Indeed, the EU legislation inherited and developed regulatory frames that, from the beginning of 20th century, have been applied to the seed market in several European countries to pursue productivity gains. Meanwhile, the work of breeders was oriented toward uniform and more productive varieties that have exploited the potentiality of new mechanical and chemical inputs (Winge, 2015, Wiskerke, 2003). Meanwhile, a mandatory licensing and certification system dealt with information asymmetries reducing commercial frauds, such as the marketing of seed in bad phytosanitary conditions or not corresponding to the advertised variety.

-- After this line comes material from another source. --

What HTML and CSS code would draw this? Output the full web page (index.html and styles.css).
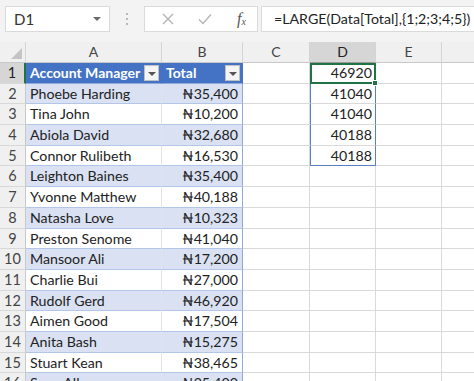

The EU seed legislation is currently based on two pillars: i) to be commercialized, wheat varieties should be recorded in a variety register and go through a certification process; ii) to be registered, a commercial variety should demonstrate specificity (being different from other varieties), uniformity, stability (maintaining essential characteristics after being reproduced several times), and agronomic value (usually this means high yields, resistance to pathogens, and good technological characteristics). Therefore, seed companies are subject to a strict regulatory regime and must apply for a license to sell seeds. Certification of seed is implemented by specialized institutions with field inspections and laboratory tests. Since each crop differs in standards of purity, germinability and phytosanitary conditions are applied according to specific norms.
The European seed market regulation’s productivist approach changed in 2008 when a new type of crop variety, the so-called “conservation” variety, was acknowledged to facilitate in situ conservation of crop agrobiodiversity by cultivating local crops in the areas of origin. For these varieties, just a minimum degree of uniformity is required for identification. Indeed, a certain heterogeneity is deemed important for conserving these varieties, often at risk of extinction. Moreover, agronomic high value is unnecessary since the conservation purpose. In any case, seed commercialization is reserved to officially registered seed companies. More recently (Decision 2014/150/UE), the EU Commission waived the commercialization of wheat evolutionary populations of varieties, attributed to the results of cross breeding between local varieties, yielding the sustainable characteristics of ancient varieties with higher and less variability. Finally, the new Organic agriculture legislation (Reg. 2018/848) has made possible the commercialization of heterogeneous organic seed material, a category that includes wheat mixtures and populations for organic agriculture.